TOXICS INFORMATION PROJECT (TIP)
P.O. Box 40441, Providence, RI 02906
Tel. 401-351-9193, E-Mail: TIP@toxicsinfo.org
By Lisa Capone, Globe Correspondent, Boston Globe 10/9/2003
They can't prove it, but Doug Haley of Salem, Chip Osborne of Marblehead, and Tina Cross of Swampscott think this is true: Exposure to chemicals on a golf course near Haley's prior home, in Osborne's greenhouse, and on parks where Cross walked her poodles led to cancer that killed their dogs. What's more, they and other members of a new North Shore group called PetLink think cats and dogs may serve as sentinels -- warning of everyday practices that could lead to human cancer, too.
Comprising local pet owners, veterinarians, and environmentalists, PetLink formed last summer to highlight potential causes for what some local vets say is a mounting incidence of cancer among younger animals. Eventually, the group wants to establish a pet-cancer mapping system, similar to the Massachusetts Cancer Registry that allows the Department of Public Health to determine geographic cancer clusters by tracking human-cancer diagnoses community-by-community.

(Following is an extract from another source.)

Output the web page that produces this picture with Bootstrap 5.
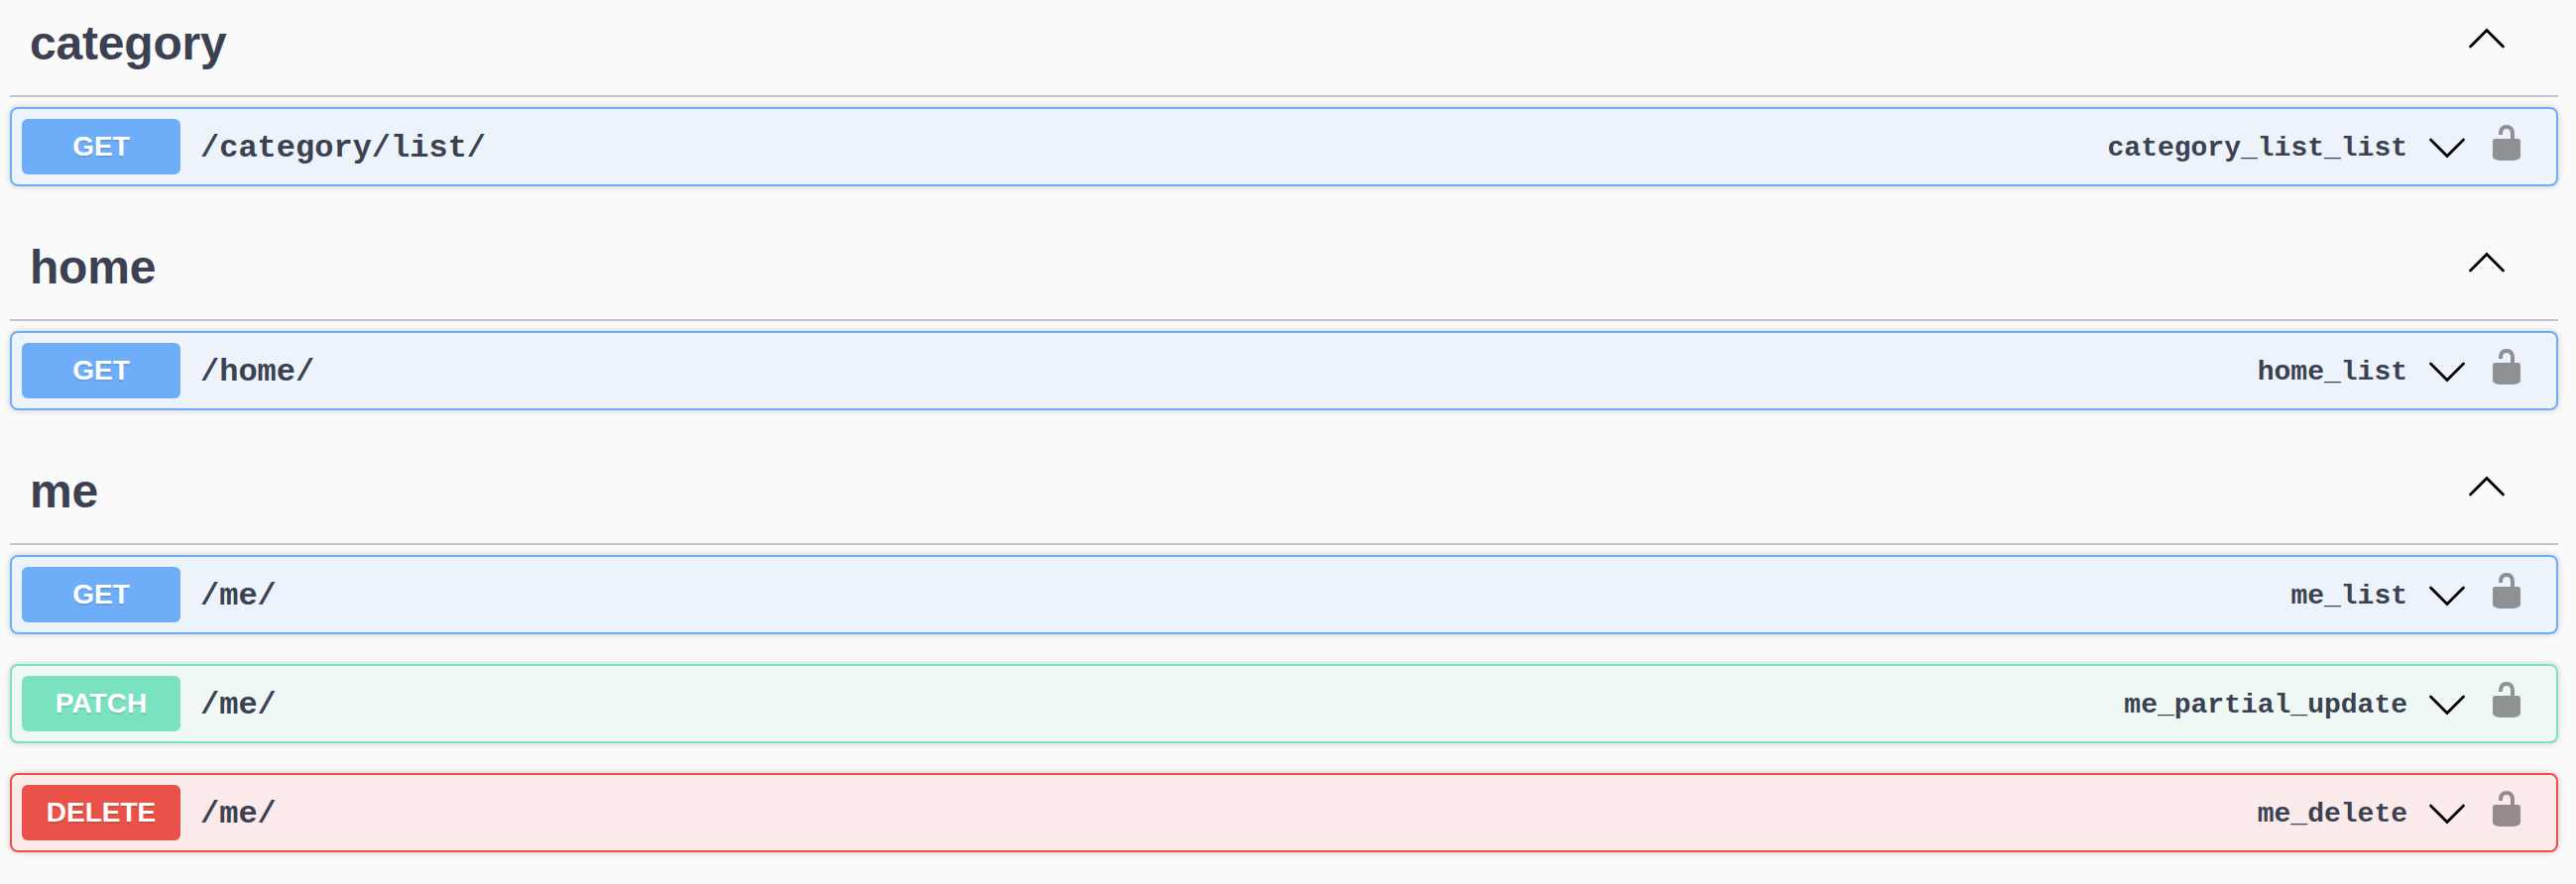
<!DOCTYPE html>
<html lang="en">
<head>
<meta charset="utf-8">
<title>API</title>
<link rel="stylesheet" href="https://cdn.jsdelivr.net/npm/bootstrap@5.3.0/dist/css/bootstrap.min.css">
<style>
html,body{background:#fafafa;}
body{color:#3b4151;font-family:"Liberation Sans",Arial,sans-serif;overflow:hidden;}
.api-page{padding:0 18px 0 10px;}
.tag-group{margin-bottom:38px;}
.tag-head{height:98px;border-bottom:2px solid #c4c5ca;padding:0 52px 0 20px;margin-bottom:10px;}
.tag-name{font-family:"Liberation Sans",Arial,sans-serif;font-size:48px;font-weight:700;line-height:1;margin:0 0 8px;color:#3b4151;letter-spacing:-.2px;}
.tag-toggle{width:40px;height:40px;margin-bottom:18px;}
.op-row{height:80px;border:2px solid;border-radius:8px;padding:0 10px;box-shadow:0 0 6px rgba(0,0,0,.19);}
.op-row + .op-row{margin-top:30px;}
.op-get{border-color:#6eadf8;background:#ecf3fb;}
.op-patch{border-color:#7ae1c1;background:#eff8f5;}
.op-delete{border-color:#ea5149;background:#faeaea;}
.op-method{width:160px;height:56px;border-radius:6px;color:#fff;font-size:28px;font-weight:700;text-shadow:0 2px 0 rgba(0,0,0,.1);}
.op-get .op-method{background:#6eadf8;}
.op-patch .op-method{background:#7ae1c1;}
.op-delete .op-method{background:#ea5149;}
.op-path{font-family:"Liberation Mono","Courier New",monospace;font-size:32px;font-weight:700;color:#3b4151;margin-left:20px;padding-top:3px;}
.op-id{font-family:"Liberation Mono","Courier New",monospace;font-size:28px;font-weight:700;color:#3b4151;padding-top:3px;}
.op-chevron{width:40px;height:40px;margin:0 20px 0 20px;}
.op-lock{width:40px;height:40px;margin:-8px 20px 0 0;fill:#000;opacity:.4;}
.chev-line{fill:none;stroke:#000;stroke-width:2.8;stroke-linecap:round;stroke-linejoin:miter;}
</style>
</head>
<body>
<svg width="0" height="0" class="d-block position-absolute">
  <defs>
    <symbol id="ico-up" viewBox="0 0 40 40"><polyline class="chev-line" points="3.5,28 20,11.5 36.5,28"/></symbol>
    <symbol id="ico-down" viewBox="0 0 40 40"><polyline class="chev-line" points="3.5,13 20,29.5 36.5,13"/></symbol>
    <symbol id="ico-lock" viewBox="0 0 20 20"><path d="M15.8 8H14V5.6C14 2.703 12.665 1 10 1 7.334 1 6 2.703 6 5.6V6h2v-.801C8 3.754 8.797 3 10 3c1.203 0 2 .754 2 2.199V8H4c-.553 0-1 .646-1 1.199V17c0 .549.428 1.139.951 1.307l1.197.387C5.672 18.861 6.55 19 7.1 19h5.8c.549 0 1.428-.139 1.951-.307l1.196-.387c.524-.167.953-.757.953-1.306V9.199C17 8.646 16.352 8 15.8 8z"/></symbol>
  </defs>
</svg>
<main class="api-page">

  <section class="tag-group">
    <div class="tag-head d-flex align-items-center justify-content-between">
      <h3 class="tag-name">category</h3>
      <svg class="tag-toggle"><use href="#ico-up"/></svg>
    </div>
    <div class="op-row op-get d-flex align-items-center">
      <span class="op-method d-flex align-items-center justify-content-center">GET</span>
      <span class="op-path">/category/list/</span>
      <span class="op-id ms-auto">category_list_list</span>
      <svg class="op-chevron"><use href="#ico-down"/></svg>
      <svg class="op-lock"><use href="#ico-lock"/></svg>
    </div>
  </section>

  <section class="tag-group">
    <div class="tag-head d-flex align-items-center justify-content-between">
      <h3 class="tag-name">home</h3>
      <svg class="tag-toggle"><use href="#ico-up"/></svg>
    </div>
    <div class="op-row op-get d-flex align-items-center">
      <span class="op-method d-flex align-items-center justify-content-center">GET</span>
      <span class="op-path">/home/</span>
      <span class="op-id ms-auto">home_list</span>
      <svg class="op-chevron"><use href="#ico-down"/></svg>
      <svg class="op-lock"><use href="#ico-lock"/></svg>
    </div>
  </section>

  <section class="tag-group">
    <div class="tag-head d-flex align-items-center justify-content-between">
      <h3 class="tag-name">me</h3>
      <svg class="tag-toggle"><use href="#ico-up"/></svg>
    </div>
    <div class="op-row op-get d-flex align-items-center">
      <span class="op-method d-flex align-items-center justify-content-center">GET</span>
      <span class="op-path">/me/</span>
      <span class="op-id ms-auto">me_list</span>
      <svg class="op-chevron"><use href="#ico-down"/></svg>
      <svg class="op-lock"><use href="#ico-lock"/></svg>
    </div>
    <div class="op-row op-patch d-flex align-items-center">
      <span class="op-method d-flex align-items-center justify-content-center">PATCH</span>
      <span class="op-path">/me/</span>
      <span class="op-id ms-auto">me_partial_update</span>
      <svg class="op-chevron"><use href="#ico-down"/></svg>
      <svg class="op-lock"><use href="#ico-lock"/></svg>
    </div>
    <div class="op-row op-delete d-flex align-items-center">
      <span class="op-method d-flex align-items-center justify-content-center">DELETE</span>
      <span class="op-path">/me/</span>
      <span class="op-id ms-auto">me_delete</span>
      <svg class="op-chevron"><use href="#ico-down"/></svg>
      <svg class="op-lock"><use href="#ico-lock"/></svg>
    </div>
  </section>

</main>
<script src="https://cdn.jsdelivr.net/npm/bootstrap@5.3.0/dist/js/bootstrap.bundle.min.js"></script>
</body>
</html>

An offshoot of the Marblehead-based environmental group HealthLink, PetLink will launch a public awareness campaign with a walk along Lynn Shore Drive in Lynn next Monday and a forum Tuesday at Marblehead High School featuring a Cornell University researcher, and several veterinarians. Topics likely to surface at the free symposium include health risks associated with pesticides, flea and tick treatments, nutrition, and vaccines.
"This is trying to protect human health. That's what we're trying to get people to realize," said Haley. "With their shorter life spans, [pets] are telling us they are getting these problems from pesticides, and we're getting the same stuff."
Suzanne Condon, assistant commissioner of the state Department of Public Health, cautioned that, to be an effective public health tool, a pet-cancer registry would have to take into account the fact that certain breeds are genetically prone to developing certain types of cancer.
"Because of the limitations of these types of data, it has to be weighed in the greater context of what is going to give us more information sooner about the environment and cancer," she said, adding that the state might get more bang for its buck by adding a follow-up component to the human-cancer registry.
Cornell University oncology professor Rodney Page, the forum's keynote speaker, said that because animals have shorter life spans than humans the latency period between exposure to carcinogens and development of tumors is shorter, providing a potential early-warning system for environmental dangers in homes and neighborhoods. In addition, Page said, pets have "fewer confounding risk factors" for cancer – they don't smoke cigarettes, for example -- which could make it easier for researchers to link pet cancer with exposure to toxins in the environment.
Page is developing a pet-cancer registry on Long Island, N.Y. -- an area that was the subject of a federally funded study to evaluate whether environmental toxins contributed to elevated human breast-cancer rates, he said.
"The idea is to see if pet data is the same," said Page, who hopes to have preliminary data by the end of the year. If the data sets are similar, "we may be able to make a stronger case for assigning cause."
At this time of year, said Christopher Mierswa, owner of Sea of Green Lawn Care Co. in Amesbury, most lawn-care companies are applying only fertilizer, not pesticides. When pesticides are used, he said, "the pressure point is when the lawn is wet," so he never applies pesticides when pets are outside and recommends that they stay off the grass for a day until it dries. Even that, he said, is "erring on the side of caution."
Dr. Diana Post, a veterinarian with the Rachel Carson Council in Maryland and a PetLink forum speaker, disagrees that lawn chemicals are safe, and said children, as well as pets, are most vulnerable to possible ill-effects.
"They share the lower level of the environment, where people apply pesticides," Post said, adding that toddlers play on the floor, putting fingers and toys that could contain pesticide residues in their mouths. "These are the things pets do, too."
Dr. Nancy Crowley, a Beverly veterinarian, said she sees pets with cancer every day, and -- like her colleague on the panel scheduled for Tuesday, Dr. Arthur Freedman of Salem -- urges owners to cut cancer risks by reducing vaccines, feeding healthier diets, using natural flea and tick controls, and avoiding pesticides.
"We definitely see a large number of pets on one street or in one neighborhood where it definitely seems like it's not a coincidence. We really need some group or somebody to keep track of these things so we can prove cause and effect, because right now it's all speculation," Crowley said.